Ms. M.W. shared this article with me, and given all the fanfares in the news from billionaire busybodies and "testing corporations" about the wonders and benefits of (their) technologies in the classroom, and given our focus recently on educational issues (see yesterday's blog about the disturbing criteria being applied to "rank" the world's "top" universities), this one raises even more issues:
I want to concentrate on these few paragraphs from the end of this article:
It’s easy enough to argue what’s the harm, until you research the impact tablets have on preschool minds. While the study of toddlers and technology is still in its infancy (ha ha) the results are frightening, especially in terms of cognitive and social development:
In Britain, an escalation of problems associated with tablet use among pre-school children has been reported by the Association of Teachers and Lecturers. These include developmental delays in attention span, motor skills and dexterity, speaking and socialisation — as well as an increase in aggressive and antisocial behaviour, obesity and tiredness. A growing number of young children are beginning school without enough dexterity to pick up and play with building blocks.One gathering of teachers in Manchester called for help with “tablet addiction”. A teacher in Northern Ireland described pupils who were allowed to play computer games excessively before bed arriving in class the next day with what you might call a “digital hangover”, and attention spans “so limited that they might as well not be there”.
Jo Heywood, headmistress of a private primary school in Ascot, Berkshire, has been outspoken about her observation that children are starting school at five and six years old with the communication skills of two and three-year-olds, presumably because their parents or carers have been “pacifying” them with iPads rather than talking to them. This is seen in children from all social backgrounds.

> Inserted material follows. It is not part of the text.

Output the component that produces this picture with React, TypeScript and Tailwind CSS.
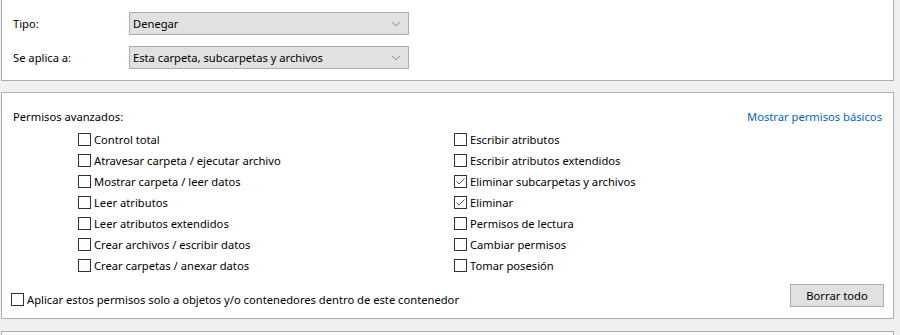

Good intentions can have damning consequences. What you thought was a guaranteed way to get your kid ahead of the educational curve might wind up being the reason he’s falling behind in school. The argument that you’re exposing your child to educational apps, as opposed to games or social media, doesn’t hold much water, either. According to WebMD a child’s brain isn’t even ready to begin learning foundational reading skills until the ages of 4-5. Yet, ABCMouse promises to teach the alphabet to your 2-year-old. It’s a promise that can’t be fulfilled, but it can be masked by a child’s screen addiction.